Enquanto isso, os deslocados tentam abandonar Quitunda de todas as maneiras ao seu alcance. Cerca de 210 pessoas chegaram de barco a Pemba na semana passada vindos de Quitunda, aparentemente tendo viajado em violação a uma ordem governamental contra viagens marítimas costeiras não autorizadas ao norte de Pemba. Outro barco saindo de Quirimba afundou na semana passada devido a agitação gigantesca de ondas de mar, matando 12 pessoas. No total, a Organização Internacional das Nações Unidas para as Migrações contabiliza 27.913 pessoas que fugiram do distrito de Palma desde o ataque, sem contar as que ainda estão retidas em Quitunda.
Destes, 5.749 deles conseguiram chegar à Pemba, e muitos deles passaram algum tempo no Centro Desportivo, um complexo desportivo que foi convertido em um centro transitório para civis deslocados.
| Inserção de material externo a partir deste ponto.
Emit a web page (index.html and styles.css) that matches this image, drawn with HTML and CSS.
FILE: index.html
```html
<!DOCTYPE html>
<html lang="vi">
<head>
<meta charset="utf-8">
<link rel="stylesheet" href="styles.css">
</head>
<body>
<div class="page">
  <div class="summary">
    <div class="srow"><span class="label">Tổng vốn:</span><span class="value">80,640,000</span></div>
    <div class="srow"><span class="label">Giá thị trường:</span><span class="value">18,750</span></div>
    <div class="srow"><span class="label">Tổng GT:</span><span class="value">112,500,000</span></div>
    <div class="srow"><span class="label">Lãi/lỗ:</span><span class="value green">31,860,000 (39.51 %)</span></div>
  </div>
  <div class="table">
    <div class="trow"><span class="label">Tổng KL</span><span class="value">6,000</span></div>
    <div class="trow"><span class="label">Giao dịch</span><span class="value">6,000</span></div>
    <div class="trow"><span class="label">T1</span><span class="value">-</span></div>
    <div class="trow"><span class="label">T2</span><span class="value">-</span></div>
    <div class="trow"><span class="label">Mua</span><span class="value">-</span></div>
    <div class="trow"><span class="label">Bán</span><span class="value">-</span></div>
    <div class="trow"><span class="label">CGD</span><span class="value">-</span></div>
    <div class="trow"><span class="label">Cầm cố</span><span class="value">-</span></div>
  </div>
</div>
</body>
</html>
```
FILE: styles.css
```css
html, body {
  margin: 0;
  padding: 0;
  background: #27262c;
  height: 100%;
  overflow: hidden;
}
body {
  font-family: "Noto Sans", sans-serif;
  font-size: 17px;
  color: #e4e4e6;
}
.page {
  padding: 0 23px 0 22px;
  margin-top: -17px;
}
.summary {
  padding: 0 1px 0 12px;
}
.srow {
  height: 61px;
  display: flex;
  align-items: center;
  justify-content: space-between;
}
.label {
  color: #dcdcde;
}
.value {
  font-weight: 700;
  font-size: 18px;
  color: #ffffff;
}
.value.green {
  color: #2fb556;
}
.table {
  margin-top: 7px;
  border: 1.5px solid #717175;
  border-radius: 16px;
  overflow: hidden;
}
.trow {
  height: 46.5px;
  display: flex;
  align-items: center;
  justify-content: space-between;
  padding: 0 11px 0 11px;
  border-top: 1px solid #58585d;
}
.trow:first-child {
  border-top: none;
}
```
De acordo com o mais recente relatório disponível a população do Centro Desportivo reduziu para 124 pessoas de um total de 315 a 14 de abril, sugerindo que as pessoas estão sendo transferidas para comunidades anfitriãs e locais de reassentamento no sul de Cabo Delgado, mas ainda há trabalho a ser feito.
Em outras partes da província, o custo do conflito continua a aumentar. O secretário provincial de Cabo Delgado, Armindo Ngunga - que foi nomeado chefe da Agência de Desenvolvimento Integrado do Norte, uma situação que Cabo Ligado irá cobrir em profundidade na próxima semana - disse a jornalistas na semana passada que os insurgentes destruíram 313 quilómetros de linhas eléctricas na província, que custará cerca de 5,1 milhões de dólares norte-americanos para reparar.
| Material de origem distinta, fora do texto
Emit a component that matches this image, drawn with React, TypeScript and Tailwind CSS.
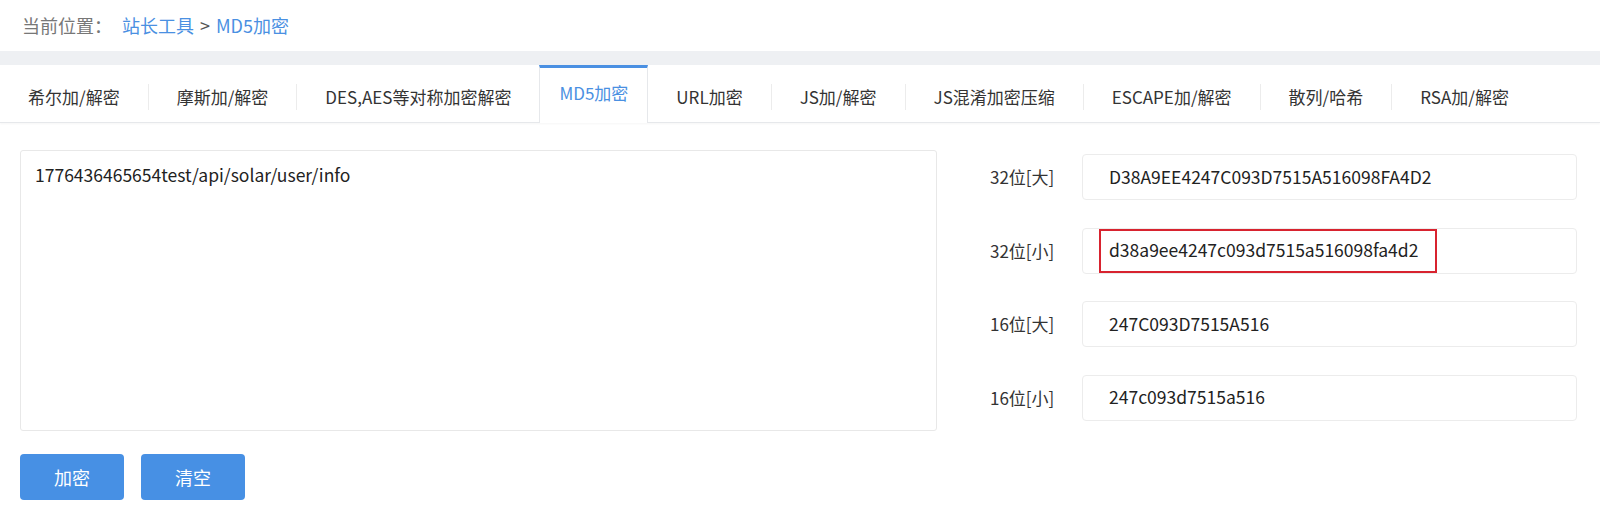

A Confederação das Associações Económicas de Moçambique - CTA também informou que as empresas locais perderam 90 milhões de dólares norte-americanos como resultado do ataque de Palma. O presidente do CTA, Agostinho Vuma, classificou a situação de “pesadelo para a iniciativa privada”, pois não há clareza sobre quando os subcontratados envolvidos no projecto de gás natural de Afungi serão pagos ou quando as obras serão retomadas. A situação dessas empresas não será favorecida pela decisão da Total de declarar força maior em resposta aos ataques de Palma, suspendendo todos os contratos em terra com a gigante francesa de produção de energia. Um especialista da indústria chamou a declaração de “a opção nuclear”, indicando a total falta de confiança da Total de que a situação de segurança em Cabo Delgado irá melhorar em breve. Ele coloca a possibilidade de retirada total da Total em cima da mesa, um cenário que remodelaria radicalmente o ambiente político e económico de Moçambique como um todo e seria catastrófico para o governo de Nyusi.
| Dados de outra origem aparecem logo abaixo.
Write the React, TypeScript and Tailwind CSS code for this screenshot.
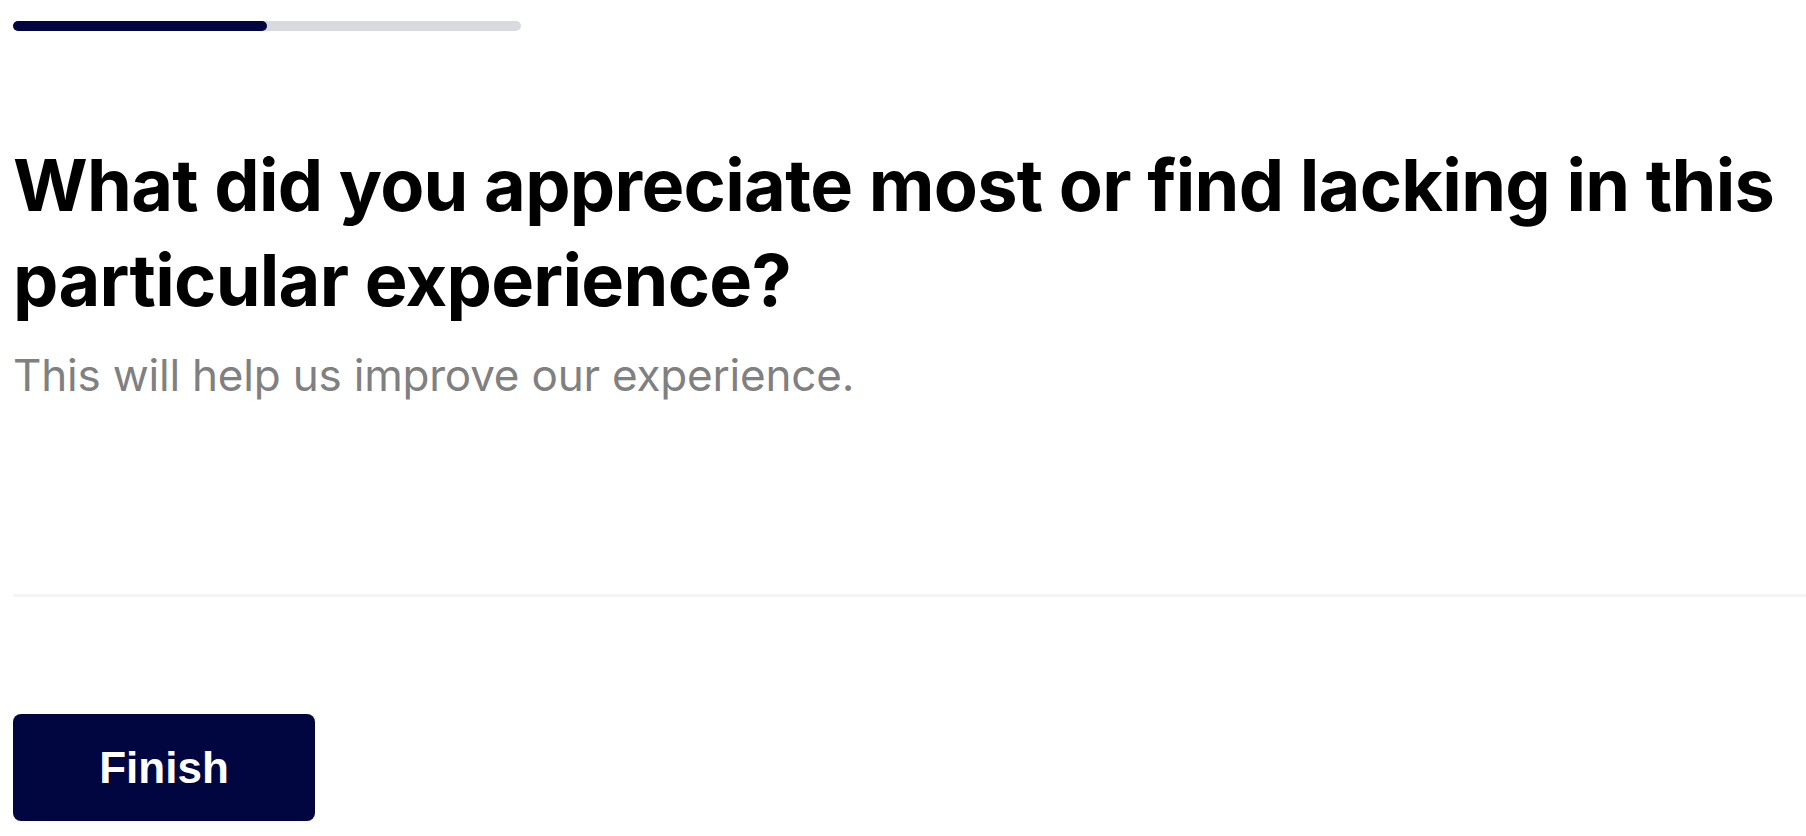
import React from 'react';

const App: React.FC = () => {
  const progress = 50;

  return (
    <div className="min-h-screen w-full bg-white pl-[13px] font-['Inter',sans-serif]">
      <div className="pt-[21px]">
        <div className="h-[10px] w-[508px] rounded-full bg-[#d9dadf]">
          <div className="h-full rounded-full bg-[#010641]" style={{ width: `${progress}%` }} />
        </div>
      </div>

      <h1 className="mt-[106px] pr-[13px] text-[72px] font-bold leading-[95px] tracking-[-0.7px] text-black">
        What did you appreciate most or find lacking in this particular experience?
      </h1>
      <p className="mt-[20px] text-[44px] leading-[56px] tracking-[-0.2px] text-[#808080]">
        This will help us improve our experience.
      </p>

      <div className="mt-[191px] h-[3px] w-full bg-[#f4f4f4]" />

      <button className="mt-[117px] flex h-[107px] w-[302px] items-center justify-center rounded-[8px] bg-[#010641] font-['Liberation_Sans',Arial,sans-serif] text-[44px] font-bold text-white">
        Finish
      </button>
    </div>
  );
};

export default App;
Além de um possível envio de tropas da SADC para ajudar a prevenir essa possibilidade, figuras ligadas a Frelimo estão cada vez mais a defender a necessidade de tribunais especiais para lidar com os processos de acusação contra os insurgentes. A Ministra da Justiça, Helena Kida, argumentou na semana passada que tribunais especiais para tratar dos crimes cometidos durante o conflito de Cabo Delgado são necessários para processar com eficiência estes “diferentes tipos de crime” cometidos pelos insurgentes. As actuais dificuldades com que o governo está em assegurar condenações contra alegados insurgentes nos tribunais existentes, no entanto, têm mais a ver com a falta de provas disponíveis contra os arguidos do que com a estrutura do sistema judiciário moçambicano.